Strategy for Players and Dungeon Masters
Carrying capacity is as much a pacing lever for the Dungeon Master as it is a tactical variable for the players. If the group knows that their expedition has a 600 pound limit split between characters and pack animals, every decision about which relic to preserve becomes meaningful. Instead of auto looting, they question whether a three pound ruby or ten pound idol will impress the next patron. That also gives the DM elegant ways to foreshadow upcoming obstacles: “You think the sarcophagus lid will require all of your combined push limit,” or “Hauling this prisoner across the tundra will cost a full day of travel.”
- Set a baseline. Before a dungeon crawl, ask players to run their stats through the calculator and record maximum, light, and heavy thresholds beside passive Perception on character sheets.
- Preload encumbrance triggers.

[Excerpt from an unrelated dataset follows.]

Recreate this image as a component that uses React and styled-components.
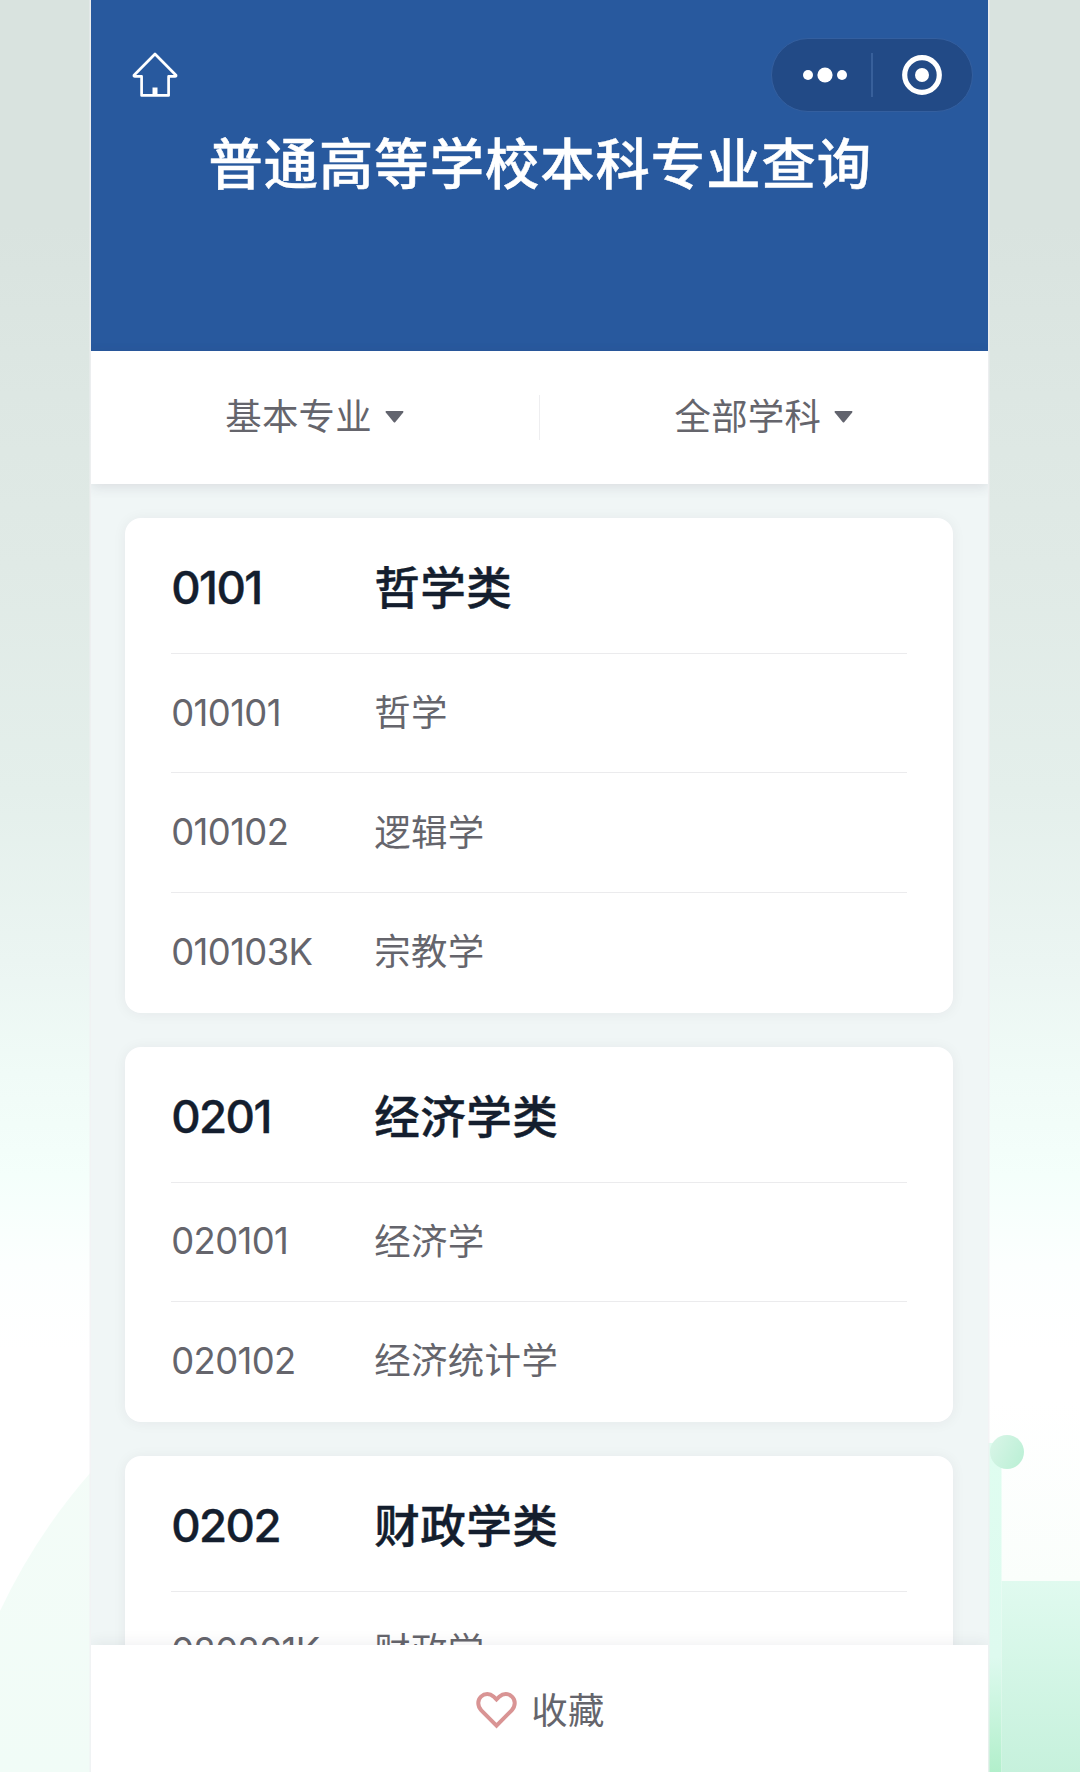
import React, { useState } from 'react';
import styled, { createGlobalStyle } from 'styled-components';

const GlobalStyle = createGlobalStyle`
  * {
    box-sizing: border-box;
  }

  body {
    margin: 0;
    font-family: 'Inter', 'Noto Sans CJK SC', sans-serif;
    color: #65656c;
  }
`;

const Page = styled.div`
  position: relative;
  display: flex;
  justify-content: center;
  width: 1080px;
  height: 1772px;
  overflow: hidden;
  background: linear-gradient(
    180deg,
    #d9e3df 0,
    #d9e3df 226px,
    #dde7e3 395px,
    #e0eae6 565px,
    #e4efeb 790px,
    #ebf5f2 960px,
    #f0fbf7 1073px,
    #f4fffb 1175px,
    #fcfffe 1265px,
    #ffffff 1350px
  );
`;

const Scenery = styled.svg`
  position: absolute;
  top: 0;
  left: 0;
`;

const Phone = styled.main`
  position: relative;
  display: flex;
  flex-direction: column;
  width: 897px;
  height: 100%;
  margin-right: 1.5px;
  overflow: hidden;
  background: #f0f6f6;
  box-shadow: 0 0 0 1.5px rgba(240, 240, 242, 0.8);
`;

const Header = styled.header`
  height: 350.7px;
  padding-top: 37.5px;
  background: #28599e;
`;

const NavBar = styled.div`
  display: flex;
  align-items: center;
  justify-content: space-between;
  height: 74px;
  padding: 0 15px 0 41px;
`;

const IconButton = styled.button`
  display: flex;
  padding: 0;
  border: none;
  background: none;
  cursor: pointer;
`;

const Capsule = styled.div`
  display: flex;
  align-items: center;
  width: 201.5px;
  height: 74px;
  border: 1.5px solid #345f9f;
  border-radius: 37px;
  background: #224a86;
`;

const CapsuleButton = styled(IconButton)`
  flex: 0 1 50%;
  justify-content: center;
  padding-left: ${props => (props.$inset ? '6px' : '0')};
`;

const CapsuleDivider = styled.span`
  width: 1.5px;
  height: 44px;
  background: #38609b;
`;

const Title = styled.h1`
  margin: 12px 0 0;
  font-size: 54.3px;
  line-height: 80px;
  font-weight: 500;
  letter-spacing: 1px;
  text-indent: 2px;
  text-align: center;
  color: #fff;
  -webkit-text-stroke: 0.5px #fff;
`;

const Filters = styled.div`
  position: relative;
  z-index: 1;
  display: flex;
  align-items: center;
  height: 133.3px;
  background: #fff;
  box-shadow: 0 3px 12px rgba(60, 50, 70, 0.12);
`;

const Filter = styled.button`
  flex: 1;
  display: flex;
  align-items: center;
  justify-content: center;
  gap: 13px;
  padding: 0;
  border: none;
  background: none;
  font-family: inherit;
  font-size: 36.4px;
  line-height: 54px;
  letter-spacing: 0.3px;
  color: inherit;
  cursor: pointer;
`;

const FilterDivider = styled.span`
  width: 1.5px;
  height: 45px;
  background: #eeeef0;
`;

const List = styled.div`
  flex: 1;
  min-height: 0;
  display: flex;
  flex-direction: column;
  gap: 34.4px;
  padding: 34.5px 34.5px 0;
  overflow: hidden;
`;

const Card = styled.section`
  flex: none;
  padding: 0 46px 1.3px;
  border-radius: 16px;
  background: #fff;
  box-shadow: 0 1px 14px rgba(50, 40, 50, 0.06);
`;

const Row = styled.div`
  display: flex;
  align-items: center;
  height: ${props => (props.$heading ? '134.5px' : '119.5px')};
  font-size: ${props => (props.$heading ? '45.6px' : '36.4px')};
  font-weight: ${props => (props.$heading ? 500 : 400)};
  color: ${props => (props.$heading ? '#141e2e' : 'inherit')};
  -webkit-text-stroke: ${props => (props.$heading ? '0.4px #141e2e' : '0')};

  & + & {
    border-top: 1.5px solid #ebebed;
  }
`;

const Code = styled.span`
  width: 203px;
  padding: ${props => (props.$heading ? '4px 0 0' : '0 0 1px')};
  letter-spacing: ${props => (props.$heading ? '-1.6px' : '-0.6px')};
`;

const Name = styled.span`
  padding-bottom: ${props => (props.$heading ? '1px' : '6px')};
  letter-spacing: 0.4px;
`;

const Footer = styled.footer`
  position: relative;
  display: flex;
  align-items: center;
  justify-content: center;
  height: 127px;
  padding: 4px 0 0 2px;
  background: #fff;
  box-shadow: 0 -2px 14px rgba(40, 40, 60, 0.07);
`;

const FavoriteButton = styled(IconButton)`
  align-items: center;
  gap: 14.5px;
  font-family: inherit;
  font-size: 36.4px;
  line-height: 54px;
  letter-spacing: 0.3px;
  color: inherit;
`;

const categories = [
  {
    code: '0101',
    name: '哲学类',
    majors: [
      ['010101', '哲学'],
      ['010102', '逻辑学'],
      ['010103K', '宗教学'],
    ],
  },
  {
    code: '0201',
    name: '经济学类',
    majors: [
      ['020101', '经济学'],
      ['020102', '经济统计学'],
    ],
  },
  {
    code: '0202',
    name: '财政学类',
    majors: [['020201K', '财政学']],
  },
];

const HomeIcon = () => (
  <svg width="46" height="46" viewBox="0 0 46 46" fill="none" stroke="#fff" strokeWidth="2.7" strokeLinejoin="round">
    <path d="M23 2 L44 23.2 Q44.4 24.4 43 24.4 H36.6 V43.4 H9.6 V24.4 H3 Q1.6 24.4 2 23.2 Z" />
    <path d="M23 35.5 V43" strokeWidth="5" />
  </svg>
);

const MoreIcon = () => (
  <svg width="44" height="16" viewBox="0 0 44 16" fill="#fff">
    <circle cx="5" cy="8" r="5" />
    <circle cx="22" cy="8" r="7.6" />
    <circle cx="39" cy="8" r="5" />
  </svg>
);

const TargetIcon = () => (
  <svg width="40" height="40" viewBox="0 0 40 40">
    <circle cx="20" cy="20" r="17.3" fill="none" stroke="#fff" strokeWidth="5.2" />
    <circle cx="20" cy="20" r="7" fill="#fff" />
  </svg>
);

const Caret = () => (
  <svg width="19" height="12" viewBox="0 0 19 12" fill="#62646e">
    <path d="M1.2 0 H17.8 Q19 0.3 18.2 1.6 L10.4 11 Q9.5 12 8.6 11 L0.8 1.6 Q0 0.3 1.2 0 Z" />
  </svg>
);

const HeartIcon = ({ filled }) => (
  <svg width="41" height="37" viewBox="0 0 41 37" fill={filled ? '#d99494' : 'none'} stroke="#d99494" strokeWidth="4">
    <path d="M20.5 33.6 L5.3 18.3 C1.2 14 1.4 8 5 4.6 C8.6 1.2 14 1.4 17.4 4.4 L20.5 7.4 L23.6 4.4 C27 1.4 32.4 1.2 36 4.6 C39.6 8 39.8 14 35.7 18.3 Z" />
  </svg>
);

const Backdrop = () => (
  <Scenery width="1080" height="1772" viewBox="0 0 1080 1772">
    <defs>
      <linearGradient id="hill" x1="0" y1="1270" x2="0" y2="1772" gradientUnits="userSpaceOnUse">
        <stop offset="0" stopColor="#f5fcf8" />
        <stop offset="1" stopColor="#f1fcf7" />
      </linearGradient>
      <linearGradient id="pole" x1="0" y1="0" x2="0" y2="1">
        <stop offset="0" stopColor="#dffdf0" />
        <stop offset="0.65" stopColor="#defaef" />
        <stop offset="1" stopColor="#b2efcb" />
      </linearGradient>
      <linearGradient id="block" x1="0" y1="0" x2="0" y2="1">
        <stop offset="0" stopColor="#e0faef" />
        <stop offset="1" stopColor="#c6f1dc" />
      </linearGradient>
      <linearGradient id="ball" x1="0" y1="0.2" x2="1" y2="0.7">
        <stop offset="0" stopColor="#d8f5e7" />
        <stop offset="1" stopColor="#bcf0d6" />
      </linearGradient>
      <linearGradient id="haze" x1="0" y1="0" x2="0" y2="1">
        <stop offset="0" stopColor="#fafefc" stopOpacity="0" />
        <stop offset="1" stopColor="#fafefb" />
      </linearGradient>
    </defs>
    <path d="M0 1611 A598 598 0 0 1 91 1472 V1772 H0 Z" fill="url(#hill)" />
    <rect x="988" y="1400" width="92" height="181" fill="url(#haze)" />
    <rect x="988" y="1443" width="13.5" height="329" fill="url(#pole)" />
    <rect x="1001.5" y="1581" width="78.5" height="191" fill="url(#block)" />
    <circle cx="1007" cy="1452" r="17" fill="url(#ball)" />
  </Scenery>
);

const App = () => {
  const [favorite, setFavorite] = useState(false);

  return (
    <>
      <GlobalStyle />
      <Page>
        <Backdrop />
        <Phone>
          <Header>
            <NavBar>
              <IconButton>
                <HomeIcon />
              </IconButton>
              <Capsule>
                <CapsuleButton $inset>
                  <MoreIcon />
                </CapsuleButton>
                <CapsuleDivider />
                <CapsuleButton>
                  <TargetIcon />
                </CapsuleButton>
              </Capsule>
            </NavBar>
            <Title>普通高等学校本科专业查询</Title>
          </Header>

          <Filters>
            <Filter>
              基本专业
              <Caret />
            </Filter>
            <FilterDivider />
            <Filter>
              全部学科
              <Caret />
            </Filter>
          </Filters>

          <List>
            {categories.map(category => (
              <Card key={category.code}>
                <Row $heading>
                  <Code $heading>{category.code}</Code>
                  <Name $heading>{category.name}</Name>
                </Row>
                {category.majors.map(([code, name]) => (
                  <Row key={code}>
                    <Code>{code}</Code>
                    <Name>{name}</Name>
                  </Row>
                ))}
              </Card>
            ))}
          </List>

          <Footer>
            <FavoriteButton onClick={() => setFavorite(!favorite)}>
              <HeartIcon filled={favorite} />
              收藏
            </FavoriteButton>
          </Footer>
        </Phone>
      </Page>
    </>
  );
};

export default App;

Keep a list of travel days, difficult terrains, or exhaustion sources, and note how extra weight would magnify each. Share that list so the party understands the stakes.
- Reward preparation. Offer in world incentives such as purpose built sleds or carts when players think ahead. If they commission a harness and specify a rope network, give them a tangible flat capacity bonus.
- Use treasure variety. Mix coin, art, and trade goods of different weights so that the decision to carry or stash loot becomes a story, not an accounting chore.
- Keep the narrative in focus. When the wizard calculates that they are 30 pounds from being slowed, describe how the straps bite or how they stop to redistribute loads. Mechanics should feed into imagery.
Dungeon Masters who narrate the texture of weight also benefit when combats erupt. Knowing that a hero already sits at 85 percent of their max informs how grapples, restraints, or waterlogged armor might swing the scene. Encumbrance multiplies environmental pressure. It is not about punishing the wizard for three spellbooks. It is about describing how orienting those tomes during a storm taxes their focus. Once players see that connection, they embrace the extra prep like athletes analyzing performance data before a marathon.
Advanced Options and Magical Logistics
Spellcasters and inventors enjoy bending the rules of carry weight calculation 5e. Spells such as enlarge, enhance ability, and tenser’s floating disk all appear in the calculator via the feat or magic multiplier. Encourage your artificer or engineer to design harnesses, custom netting, or pulley systems. You can represent those contraptions with the flat bonus input. If the party spends downtime forging mithral clasps or distributing smaller satchels, assign a 20 pound boost. That tangible reflection of ingenuity tells the players their creativity matters. Conversely, if curses or wild magic poorly interact with gravity, subtract capacity in the same way.
Finally, integrate allies and mounts. A friendly hill giant follower has a Strength score near 21 and a Large frame, so their capacity leaps to 630 pounds without buffs. The party can design convoys around that fact, but consider the logistics. Giant sized barrels or ballista bolts create noise, slow stealth missions, and may attract predators. Use the calculator to manage how many crates the escort can carry, then weigh the narrative trade offs. Real expeditions mix muscle, animals, and clever rigging; letting players discover those ratios cements the realism of your world.